» Given task: Only a number is wanted. Count the lines holding the string "Tailwind".

» Given data:
^^^^
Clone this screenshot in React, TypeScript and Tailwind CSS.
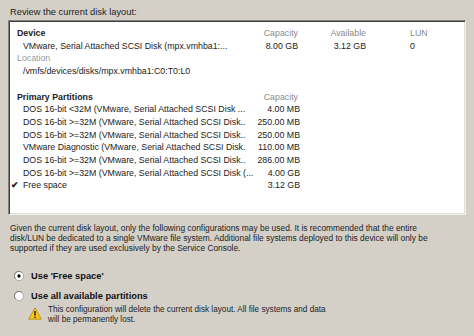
import React from 'react';

interface Partition {
  name: string;
  capacity: string;
  checked?: boolean;
}

const partitions: Partition[] = [
  { name: 'DOS 16-bit <32M (VMware, Serial Attached SCSI Disk ...', capacity: '4.00 MB' },
  { name: 'DOS 16-bit >=32M (VMware, Serial Attached SCSI Disk..', capacity: '250.00 MB' },
  { name: 'DOS 16-bit >=32M (VMware, Serial Attached SCSI Disk..', capacity: '250.00 MB' },
  { name: 'VMware Diagnostic (VMware, Serial Attached SCSI Disk.', capacity: '110.00 MB' },
  { name: 'DOS 16-bit >=32M (VMware, Serial Attached SCSI Disk..', capacity: '286.00 MB' },
  { name: 'DOS 16-bit >=32M (VMware, Serial Attached SCSI Disk (...', capacity: '4.00 GB' },
  { name: 'Free space', capacity: '3.12 GB', checked: true },
];

/** 클래식 윈도우 라디오 버튼 */
const Radio: React.FC<{ checked?: boolean }> = ({ checked }) => (
  <svg width="10" height="10" viewBox="0 0 12 12" className="shrink-0">
    <circle cx="6" cy="6" r="5.5" fill="#ffffff" stroke="#a0a0a0" />
    <path d="M2 9.5 A5 5 0 0 1 9.5 2" fill="none" stroke="#707070" strokeWidth="1" />
    {checked && <circle cx="6" cy="6" r="2" fill="#000000" />}
  </svg>
);

const WarningIcon: React.FC = () => (
  <svg width="14" height="13" viewBox="0 0 14 13" className="shrink-0">
    <path d="M7 0.8 L13.4 12.2 L0.6 12.2 Z" fill="#f5c518" stroke="#b58a10" strokeWidth="0.8" strokeLinejoin="round" />
    <rect x="6.3" y="4" width="1.4" height="4.6" fill="#222" />
    <rect x="6.3" y="9.6" width="1.4" height="1.4" fill="#222" />
  </svg>
);

export default function App() {
  return (
    <div className="w-[474px] h-[336px] overflow-hidden bg-[#d4d0c8] font-['Tahoma','Liberation_Sans',sans-serif] text-[#000] pt-[6px]">
      <div className="pl-[10px] text-[9.3px] leading-[12px] text-[#222]">Review the current disk layout:</div>

      {/* 디스크 레이아웃 목록 */}
      <div className="ml-[8px] mt-[2px] w-[458px] h-[195px] bg-white border border-t-[#808080] border-l-[#808080] border-r-[#f4f2ee] border-b-[#f4f2ee] shadow-[inset_1px_1px_0_#404040,inset_-1px_-1px_0_#e0ded8] pt-[6px] text-[8.8px] leading-[12.7px] text-[#222]">
        <div className="flex">
          <div className="w-[242px] pl-[8px] font-bold">Device</div>
          <div className="w-[47px] text-right text-[#8a8a8a]">Capacity</div>
          <div className="w-[68px] text-right text-[#8a8a8a]">Available</div>
          <div className="ml-[44px] text-[#8a8a8a]">LUN</div>
        </div>
        <div className="flex">
          <div className="w-[242px] pl-[14px] whitespace-nowrap">VMware, Serial Attached SCSI Disk (mpx.vmhba1:...</div>
          <div className="w-[47px] text-right">8.00 GB</div>
          <div className="w-[68px] text-right">3.12 GB</div>
          <div className="ml-[44px]">0</div>
        </div>
        <div className="pl-[8px] text-[#9a9a9a]">Location</div>
        <div className="pl-[14px]">/vmfs/devices/disks/mpx.vmhba1:C0:T0:L0</div>
        <div className="h-[12.7px]" />
        <div className="flex">
          <div className="w-[242px] pl-[8px] font-bold">Primary Partitions</div>
          <div className="w-[47px] text-right text-[#8a8a8a]">Capacity</div>
        </div>
        {partitions.map((p, i) => (
          <div key={i} className="flex">
            <div className="w-[242px] pl-[14px] whitespace-nowrap relative">
              {p.checked && <span className="absolute left-[2px] top-0 text-[9px] font-bold">✔</span>}
              {p.name}
            </div>
            <div className="w-[49px] text-right">{p.capacity}</div>
          </div>
        ))}
      </div>

      <p className="pl-[10px] mt-[8px] text-[8.4px] leading-[10px] text-[#222] whitespace-nowrap">
        Given the current disk layout, only the following configurations may be used. It is recommended that the entire
        <br />
        disk/LUN be dedicated to a single VMware file system. Additional file systems deployed to this device will only be
        <br />
        supported if they are used exclusively by the Service Console.
      </p>

      {/* 구성 선택 */}
      <div className="mt-[17px] pl-[14px] flex flex-col text-[9.3px] leading-[12px] text-[#111]">
        <label className="flex items-center gap-[7px]">
          <Radio checked />
          <span className="font-bold">Use 'Free space'</span>
        </label>
        <label className="flex items-center gap-[7px] mt-[8px]">
          <Radio />
          <span className="font-bold">Use all available partitions</span>
        </label>
        <div className="flex items-start gap-[6px] pl-[14px] mt-[3px]">
          <div className="pt-[2px]"><WarningIcon /></div>
          <div className="text-[8.2px] leading-[10px] text-[#222]">
            This configuration will delete the current disk layout. All file systems and data
            <br />
            will be permanently lost.
          </div>
        </div>
      </div>
    </div>
  );
}
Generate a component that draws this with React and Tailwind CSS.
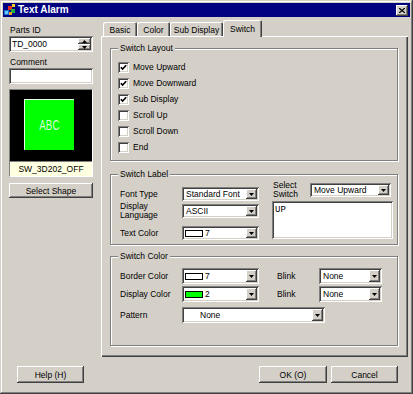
^^^^
» The answer: 2